Is it correct to say that every time the compiler sees 'edge' it
replaces those four letters with 'struct { int v; int weight; }'
?
A typedef name does not behave like a naive preprocessor macro. It does behave
like a name which represents a type, when it it is mentioned in the right
context, in a scope where it is active. The preprocessing stages are blind to
such context.
But could typedefs be processed within the compiler by a (Lisp or Scheme-like)
macro-expansion process over an abstract syntax tree?
Note that in the following example, x and x have different types:
struct { int foo; } x;
struct { int foo; } y;
The structs are anonymous (do not have a tag), so each one is
a unique type. But in the following example, x and y have the same type:
typedef struct { int foo; } foo_t;
foo_t x;
foo_t y;
If occurences of the foo_t type are replaced by the struct in a naive way,
or in the wrong processing stage in the compiler, this will break; x and y
will have different types.
In order for x and y to have the same type above, foo_t must be bound to the
unique type that comes from reducing the tree node "struct {int foo;}" to that
unique type. Objects declared using foo_t are then declared using that unique
type, and not the original syntax from which it came.
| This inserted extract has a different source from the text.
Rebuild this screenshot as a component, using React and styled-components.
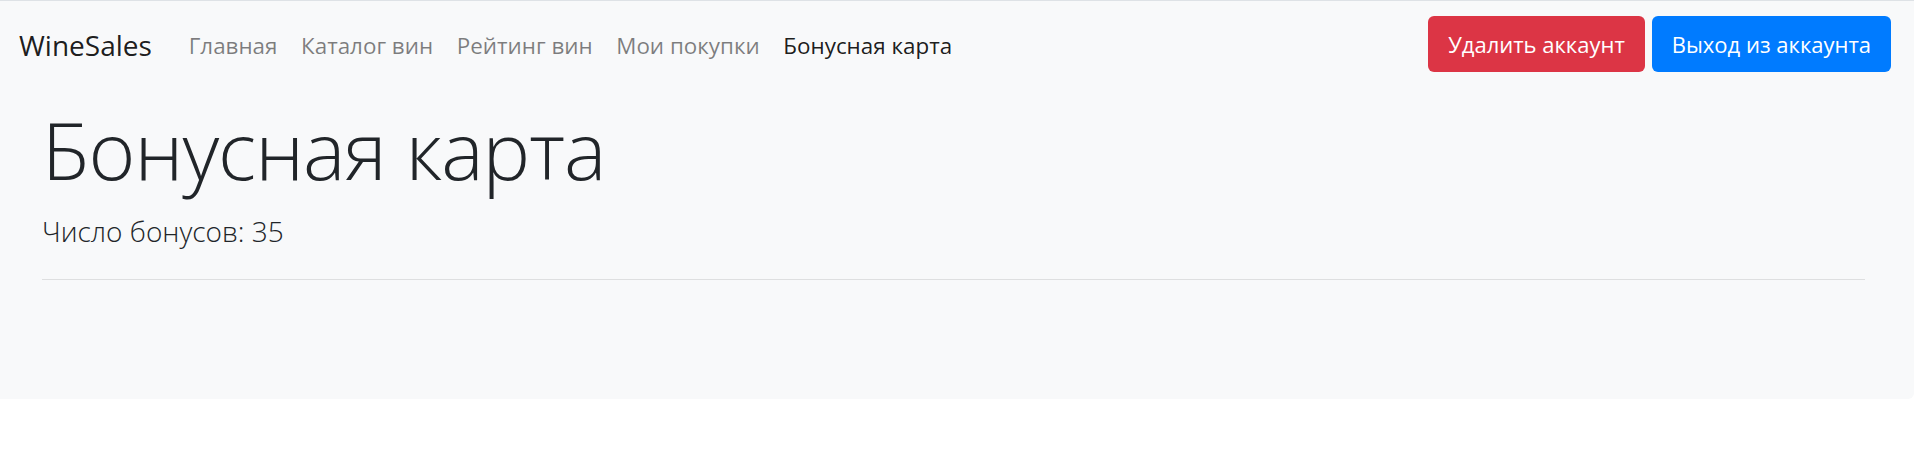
import React from 'react'
import styled, { createGlobalStyle } from 'styled-components'

const GlobalStyle = createGlobalStyle`
body{
  margin:0;
  background:#fff;
  font-family:"Open Sans","Noto Sans",sans-serif;
  color:#212529;
}
`;

const Page = styled.div`
  background:#f8f9fa;
  border-top:1px solid #dee2e6;
  border-bottom-right-radius:6px;
  height:399px;
  box-sizing:border-box;
`;

const Navbar = styled.nav`
  display:flex;
  align-items:center;
  height:85px;
  padding:0 23px 0 19px;
  box-sizing:border-box;
`;

const Brand = styled.a`
  font-size:28px;
  color:rgba(0,0,0,.9);
  text-decoration:none;
  margin-right:25px;
  margin-top:3px;
`;

const NavList = styled.ul`
  display:flex;
  list-style:none;
  margin:4px 0 0;
  padding:0;
  flex:1;
`;

const NavLink = styled.a`
  display:block;
  padding:0 11.8px;
  font-size:22.4px;
  text-decoration:none;
  color:${p => p.$active ? 'rgba(0,0,0,.9)' : 'rgba(0,0,0,.5)'};
`;

const Actions = styled.div`
  display:flex;
  gap:7px;
`;

const Button = styled.button`
  height:56px;
  padding:0 20px;
  border:none;
  border-radius:6px;
  font-family:inherit;
  font-size:22px;
  color:#fff;
  background:${p => p.$variant === 'danger' ? '#dc3545' : '#007bff'};
  cursor:pointer;
`;

const Jumbotron = styled.section`
  padding:15px 49px 0 42px;
`;

const Title = styled.h1`
  font-size:80px;
  font-weight:300;
  letter-spacing:-1px;
  line-height:1.2;
  margin:0;
`;

const Lead = styled.p`
  font-size:28px;
  font-weight:300;
  margin:15px 0 0;
`;

const Rule = styled.hr`
  border:none;
  border-top:1px solid rgba(0,0,0,.1);
  margin:29px 0 0;
`;

const links = ['Главная','Каталог вин','Рейтинг вин','Мои покупки','Бонусная карта']

const App = () => {
  return (
    <>
      <GlobalStyle/>
      <Page>
        <Navbar>
          <Brand href="#">WineSales</Brand>
          <NavList>
            {links.map((l, i) => (
              <li key={l}><NavLink href="#" $active={i === 4}>{l}</NavLink></li>
            ))}
          </NavList>
          <Actions>
            <Button $variant="danger">Удалить аккаунт</Button>
            <Button>Выход из аккаунта</Button>
          </Actions>
        </Navbar>
        <Jumbotron>
          <Title>Бонусная карта</Title>
          <Lead>Число бонусов: 35</Lead>
          <Rule/>
        </Jumbotron>
      </Page>
    </>
  )
}

export default App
This is why I'd hesitate to call it macro-expansion; the substitution has to be
done after some semantic translation has already happened, rather than upfront.
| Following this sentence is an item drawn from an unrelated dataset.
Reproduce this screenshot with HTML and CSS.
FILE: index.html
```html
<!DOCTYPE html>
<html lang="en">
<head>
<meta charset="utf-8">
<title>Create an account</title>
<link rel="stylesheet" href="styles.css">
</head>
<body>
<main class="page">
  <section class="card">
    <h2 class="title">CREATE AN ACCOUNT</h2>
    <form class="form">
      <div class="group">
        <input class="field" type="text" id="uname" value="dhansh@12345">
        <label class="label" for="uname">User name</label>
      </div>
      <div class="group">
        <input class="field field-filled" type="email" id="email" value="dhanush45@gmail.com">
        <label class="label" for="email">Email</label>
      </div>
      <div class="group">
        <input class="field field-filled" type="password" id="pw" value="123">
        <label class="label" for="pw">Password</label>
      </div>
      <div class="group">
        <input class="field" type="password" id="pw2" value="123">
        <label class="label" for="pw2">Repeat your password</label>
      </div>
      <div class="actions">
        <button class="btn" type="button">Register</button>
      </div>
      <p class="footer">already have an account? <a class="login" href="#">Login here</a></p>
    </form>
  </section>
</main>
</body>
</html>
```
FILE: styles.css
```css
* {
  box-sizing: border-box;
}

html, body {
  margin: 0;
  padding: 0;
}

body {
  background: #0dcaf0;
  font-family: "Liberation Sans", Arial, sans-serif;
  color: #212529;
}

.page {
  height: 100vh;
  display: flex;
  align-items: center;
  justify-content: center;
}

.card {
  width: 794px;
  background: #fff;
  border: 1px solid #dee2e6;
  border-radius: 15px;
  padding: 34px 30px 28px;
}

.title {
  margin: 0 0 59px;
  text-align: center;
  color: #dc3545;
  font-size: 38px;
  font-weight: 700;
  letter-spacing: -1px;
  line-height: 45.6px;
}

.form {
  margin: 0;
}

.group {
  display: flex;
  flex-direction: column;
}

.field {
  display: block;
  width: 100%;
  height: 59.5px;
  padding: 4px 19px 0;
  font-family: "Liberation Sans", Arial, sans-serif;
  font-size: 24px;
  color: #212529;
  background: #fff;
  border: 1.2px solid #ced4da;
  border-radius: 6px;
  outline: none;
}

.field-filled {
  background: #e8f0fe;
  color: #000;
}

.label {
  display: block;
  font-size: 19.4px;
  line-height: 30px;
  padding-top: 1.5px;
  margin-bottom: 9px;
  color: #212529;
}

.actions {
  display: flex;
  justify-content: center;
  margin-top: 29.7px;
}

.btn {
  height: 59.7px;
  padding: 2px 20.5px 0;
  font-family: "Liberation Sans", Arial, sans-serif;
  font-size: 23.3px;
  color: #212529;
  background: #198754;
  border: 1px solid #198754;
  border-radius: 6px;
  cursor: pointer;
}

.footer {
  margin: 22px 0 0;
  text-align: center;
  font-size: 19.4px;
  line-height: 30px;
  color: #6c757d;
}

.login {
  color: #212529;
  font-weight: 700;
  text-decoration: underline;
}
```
Macro expansion generally means that we manipulate the syntax of a language
before doing anything semantically deep with it; (at least in a logical sense,
macro expansion could be interleaved with semantic actions, just not for the
same items).
Since typedef names give us type equivalence which the corresponding syntax
replacement does not, we have to conclude that the binding of typedef names is
to a representation of type that is somewhat deeper than surface syntax; hence
typedef names are more like variables, than macros.